* Provided material:
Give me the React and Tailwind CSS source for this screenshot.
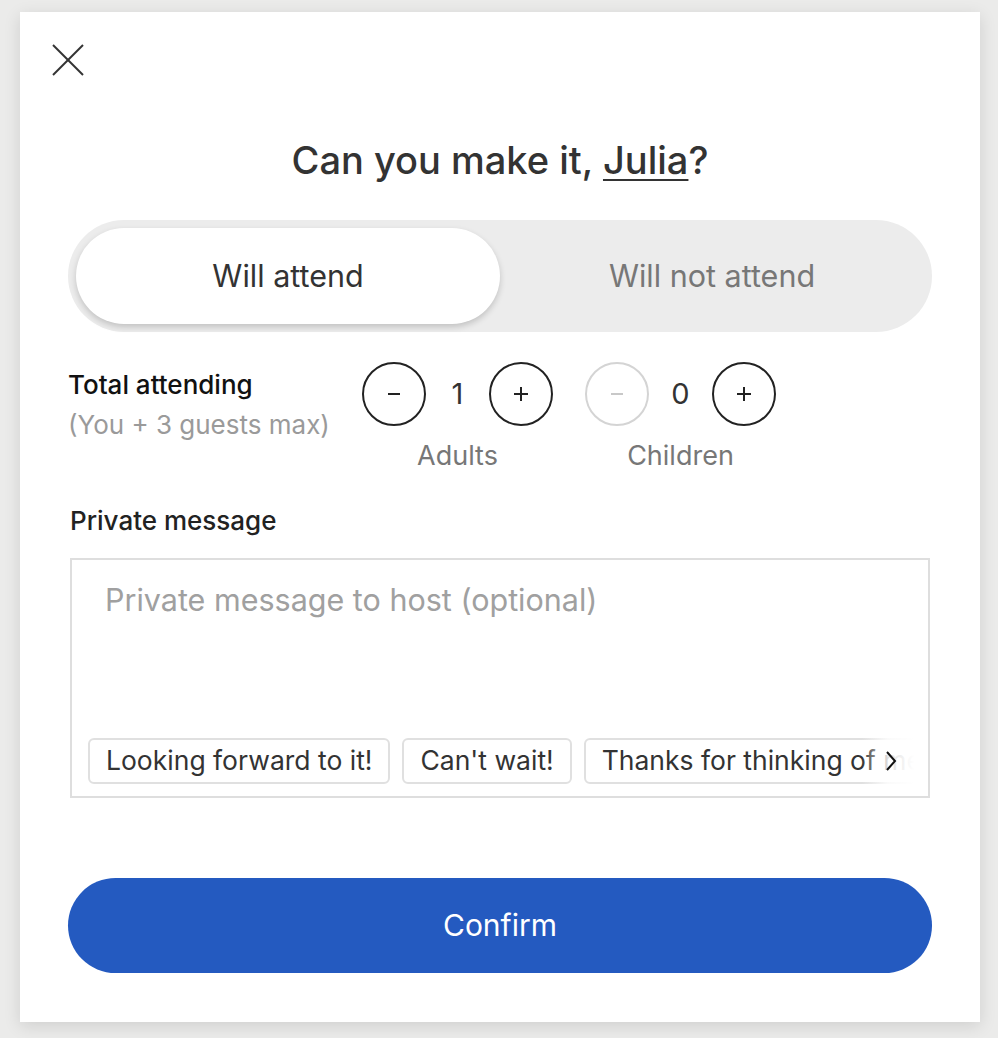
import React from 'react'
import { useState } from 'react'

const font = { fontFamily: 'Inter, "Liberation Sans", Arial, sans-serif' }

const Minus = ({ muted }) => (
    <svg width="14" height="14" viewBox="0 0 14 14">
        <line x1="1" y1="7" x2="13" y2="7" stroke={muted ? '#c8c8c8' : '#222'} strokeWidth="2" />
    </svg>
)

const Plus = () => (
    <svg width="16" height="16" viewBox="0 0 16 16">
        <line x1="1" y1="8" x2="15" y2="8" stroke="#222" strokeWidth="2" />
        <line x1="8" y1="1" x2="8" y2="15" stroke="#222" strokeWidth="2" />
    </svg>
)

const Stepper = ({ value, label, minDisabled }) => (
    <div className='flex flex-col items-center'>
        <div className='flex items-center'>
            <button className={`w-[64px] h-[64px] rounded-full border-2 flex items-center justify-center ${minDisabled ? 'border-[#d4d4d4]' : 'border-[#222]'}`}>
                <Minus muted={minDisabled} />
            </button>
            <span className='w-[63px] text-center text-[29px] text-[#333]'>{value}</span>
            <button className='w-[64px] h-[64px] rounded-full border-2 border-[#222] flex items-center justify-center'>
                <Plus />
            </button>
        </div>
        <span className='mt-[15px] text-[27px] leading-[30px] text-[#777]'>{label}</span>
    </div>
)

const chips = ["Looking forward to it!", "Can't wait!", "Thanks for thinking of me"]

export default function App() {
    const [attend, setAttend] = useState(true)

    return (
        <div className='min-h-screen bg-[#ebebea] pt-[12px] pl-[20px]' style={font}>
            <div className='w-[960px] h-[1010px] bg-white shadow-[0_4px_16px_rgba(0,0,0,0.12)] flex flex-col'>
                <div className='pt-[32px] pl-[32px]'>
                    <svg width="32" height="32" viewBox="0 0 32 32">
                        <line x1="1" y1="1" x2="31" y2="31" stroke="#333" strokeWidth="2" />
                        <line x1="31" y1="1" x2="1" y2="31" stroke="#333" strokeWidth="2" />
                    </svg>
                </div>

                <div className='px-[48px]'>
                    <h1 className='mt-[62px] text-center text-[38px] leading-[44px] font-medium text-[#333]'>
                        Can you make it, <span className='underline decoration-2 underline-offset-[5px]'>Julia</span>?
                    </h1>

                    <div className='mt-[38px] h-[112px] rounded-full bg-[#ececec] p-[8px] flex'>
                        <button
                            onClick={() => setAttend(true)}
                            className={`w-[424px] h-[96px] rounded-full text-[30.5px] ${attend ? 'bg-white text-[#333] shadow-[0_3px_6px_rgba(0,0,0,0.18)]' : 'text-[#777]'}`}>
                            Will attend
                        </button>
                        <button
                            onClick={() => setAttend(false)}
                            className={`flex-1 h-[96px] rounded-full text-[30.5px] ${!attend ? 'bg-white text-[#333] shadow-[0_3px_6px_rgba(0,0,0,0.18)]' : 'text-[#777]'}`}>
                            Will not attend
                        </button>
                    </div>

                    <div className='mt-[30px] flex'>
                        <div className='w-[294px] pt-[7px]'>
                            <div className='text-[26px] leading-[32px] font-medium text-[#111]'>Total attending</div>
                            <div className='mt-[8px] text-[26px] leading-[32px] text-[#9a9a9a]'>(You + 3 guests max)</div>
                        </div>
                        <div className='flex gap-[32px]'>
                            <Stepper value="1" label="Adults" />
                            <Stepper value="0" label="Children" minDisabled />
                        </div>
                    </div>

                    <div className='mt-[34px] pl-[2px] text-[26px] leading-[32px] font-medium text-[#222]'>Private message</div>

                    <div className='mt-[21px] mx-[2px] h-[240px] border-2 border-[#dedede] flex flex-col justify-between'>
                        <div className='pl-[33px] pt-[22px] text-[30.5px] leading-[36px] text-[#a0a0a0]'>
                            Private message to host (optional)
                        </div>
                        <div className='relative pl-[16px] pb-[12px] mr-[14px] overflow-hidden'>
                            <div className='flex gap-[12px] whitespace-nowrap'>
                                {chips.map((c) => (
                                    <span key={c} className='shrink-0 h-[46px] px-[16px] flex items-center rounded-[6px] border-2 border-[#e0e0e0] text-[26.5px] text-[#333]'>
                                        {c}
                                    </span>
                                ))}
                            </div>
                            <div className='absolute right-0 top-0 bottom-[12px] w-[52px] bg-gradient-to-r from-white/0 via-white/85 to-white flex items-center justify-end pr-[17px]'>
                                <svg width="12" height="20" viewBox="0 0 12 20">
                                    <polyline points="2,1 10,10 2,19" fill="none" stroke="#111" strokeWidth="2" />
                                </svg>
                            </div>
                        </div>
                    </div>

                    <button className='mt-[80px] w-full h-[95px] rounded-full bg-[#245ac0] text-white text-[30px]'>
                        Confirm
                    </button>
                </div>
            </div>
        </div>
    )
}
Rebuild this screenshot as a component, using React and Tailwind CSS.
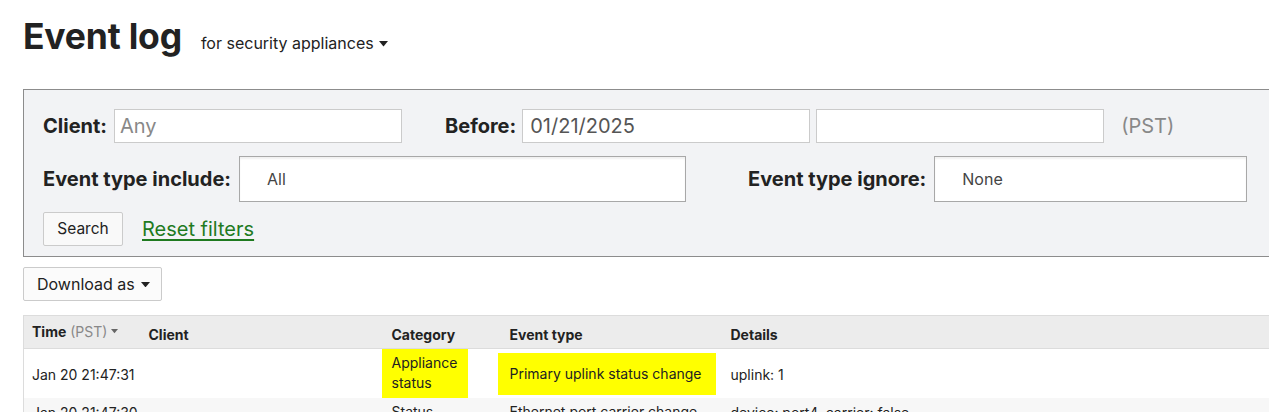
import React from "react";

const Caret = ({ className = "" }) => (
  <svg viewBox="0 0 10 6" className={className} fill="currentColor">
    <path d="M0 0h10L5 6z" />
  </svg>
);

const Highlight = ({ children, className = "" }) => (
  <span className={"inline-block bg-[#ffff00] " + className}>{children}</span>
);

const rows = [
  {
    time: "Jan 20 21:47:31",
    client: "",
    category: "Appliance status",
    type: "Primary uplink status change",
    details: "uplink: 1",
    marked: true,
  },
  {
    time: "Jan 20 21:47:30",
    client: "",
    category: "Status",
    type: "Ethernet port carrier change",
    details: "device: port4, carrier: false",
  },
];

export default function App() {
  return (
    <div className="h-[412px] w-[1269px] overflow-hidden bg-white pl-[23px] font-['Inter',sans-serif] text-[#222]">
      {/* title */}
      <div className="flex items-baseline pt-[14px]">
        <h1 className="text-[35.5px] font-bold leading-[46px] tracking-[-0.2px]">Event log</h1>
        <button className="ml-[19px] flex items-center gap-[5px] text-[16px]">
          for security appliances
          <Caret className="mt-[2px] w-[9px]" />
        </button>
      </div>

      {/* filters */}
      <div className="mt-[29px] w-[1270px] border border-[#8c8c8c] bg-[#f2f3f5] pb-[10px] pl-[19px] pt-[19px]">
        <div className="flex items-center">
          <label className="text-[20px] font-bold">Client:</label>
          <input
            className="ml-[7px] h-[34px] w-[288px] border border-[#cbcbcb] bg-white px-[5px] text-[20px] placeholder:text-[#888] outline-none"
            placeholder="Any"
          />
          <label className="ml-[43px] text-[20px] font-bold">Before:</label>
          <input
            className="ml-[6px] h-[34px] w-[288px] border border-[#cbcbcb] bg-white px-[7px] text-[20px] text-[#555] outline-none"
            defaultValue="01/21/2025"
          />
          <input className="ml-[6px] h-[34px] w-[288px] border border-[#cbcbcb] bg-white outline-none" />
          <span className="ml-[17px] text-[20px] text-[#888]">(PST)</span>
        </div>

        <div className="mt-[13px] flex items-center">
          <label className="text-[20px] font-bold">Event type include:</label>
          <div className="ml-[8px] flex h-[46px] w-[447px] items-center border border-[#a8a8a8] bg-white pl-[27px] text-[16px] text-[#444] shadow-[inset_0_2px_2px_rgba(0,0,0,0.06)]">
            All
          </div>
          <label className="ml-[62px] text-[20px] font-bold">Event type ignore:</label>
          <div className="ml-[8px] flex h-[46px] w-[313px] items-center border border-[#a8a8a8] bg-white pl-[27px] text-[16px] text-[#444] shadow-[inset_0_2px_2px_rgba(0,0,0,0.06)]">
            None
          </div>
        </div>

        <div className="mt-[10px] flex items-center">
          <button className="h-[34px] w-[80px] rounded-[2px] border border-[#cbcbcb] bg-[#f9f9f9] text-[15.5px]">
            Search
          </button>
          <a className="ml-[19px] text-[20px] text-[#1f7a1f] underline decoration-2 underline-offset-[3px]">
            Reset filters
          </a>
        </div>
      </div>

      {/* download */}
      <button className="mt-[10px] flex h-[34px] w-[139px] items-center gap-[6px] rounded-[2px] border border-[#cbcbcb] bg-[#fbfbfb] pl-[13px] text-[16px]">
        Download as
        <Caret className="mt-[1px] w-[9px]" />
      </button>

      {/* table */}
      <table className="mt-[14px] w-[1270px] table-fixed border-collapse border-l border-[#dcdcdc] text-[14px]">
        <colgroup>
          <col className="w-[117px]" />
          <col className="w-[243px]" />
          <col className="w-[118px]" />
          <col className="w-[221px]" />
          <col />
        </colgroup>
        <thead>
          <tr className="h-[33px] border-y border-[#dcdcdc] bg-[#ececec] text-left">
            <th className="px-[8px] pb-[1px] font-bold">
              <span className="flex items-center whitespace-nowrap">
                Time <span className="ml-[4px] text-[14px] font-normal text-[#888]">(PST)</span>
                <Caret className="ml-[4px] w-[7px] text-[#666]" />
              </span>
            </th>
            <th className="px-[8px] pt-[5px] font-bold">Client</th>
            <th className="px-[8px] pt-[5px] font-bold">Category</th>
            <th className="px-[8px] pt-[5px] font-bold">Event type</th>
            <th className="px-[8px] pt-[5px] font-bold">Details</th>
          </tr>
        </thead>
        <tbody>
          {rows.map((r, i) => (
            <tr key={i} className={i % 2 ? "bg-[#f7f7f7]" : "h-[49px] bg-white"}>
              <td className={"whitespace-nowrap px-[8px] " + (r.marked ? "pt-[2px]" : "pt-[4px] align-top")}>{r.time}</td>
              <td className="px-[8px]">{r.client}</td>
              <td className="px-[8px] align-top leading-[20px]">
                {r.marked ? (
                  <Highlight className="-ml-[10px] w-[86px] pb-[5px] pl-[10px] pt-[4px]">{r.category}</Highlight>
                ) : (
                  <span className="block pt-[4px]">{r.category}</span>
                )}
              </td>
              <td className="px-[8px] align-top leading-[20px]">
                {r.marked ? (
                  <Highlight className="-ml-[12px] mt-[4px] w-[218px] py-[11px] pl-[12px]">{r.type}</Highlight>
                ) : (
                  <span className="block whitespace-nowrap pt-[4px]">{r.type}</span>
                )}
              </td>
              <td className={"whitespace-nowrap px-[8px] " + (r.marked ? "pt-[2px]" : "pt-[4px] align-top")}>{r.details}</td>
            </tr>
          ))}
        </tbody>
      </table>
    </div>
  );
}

* Exercise details: Only the lines from the start of the records above through the line containing "const [attend, setAttend]" should be returned, exactly and with both ends, please; the pictures stay out.

* Output of the task:
Give me the React and Tailwind CSS source for this screenshot.
import React from 'react'
import { useState } from 'react'

const font = { fontFamily: 'Inter, "Liberation Sans", Arial, sans-serif' }

const Minus = ({ muted }) => (
    <svg width="14" height="14" viewBox="0 0 14 14">
        <line x1="1" y1="7" x2="13" y2="7" stroke={muted ? '#c8c8c8' : '#222'} strokeWidth="2" />
    </svg>
)

const Plus = () => (
    <svg width="16" height="16" viewBox="0 0 16 16">
        <line x1="1" y1="8" x2="15" y2="8" stroke="#222" strokeWidth="2" />
        <line x1="8" y1="1" x2="8" y2="15" stroke="#222" strokeWidth="2" />
    </svg>
)

const Stepper = ({ value, label, minDisabled }) => (
    <div className='flex flex-col items-center'>
        <div className='flex items-center'>
            <button className={`w-[64px] h-[64px] rounded-full border-2 flex items-center justify-center ${minDisabled ? 'border-[#d4d4d4]' : 'border-[#222]'}`}>
                <Minus muted={minDisabled} />
            </button>
            <span className='w-[63px] text-center text-[29px] text-[#333]'>{value}</span>
            <button className='w-[64px] h-[64px] rounded-full border-2 border-[#222] flex items-center justify-center'>
                <Plus />
            </button>
        </div>
        <span className='mt-[15px] text-[27px] leading-[30px] text-[#777]'>{label}</span>
    </div>
)

const chips = ["Looking forward to it!", "Can't wait!", "Thanks for thinking of me"]

export default function App() {
    const [attend, setAttend] = useState(true)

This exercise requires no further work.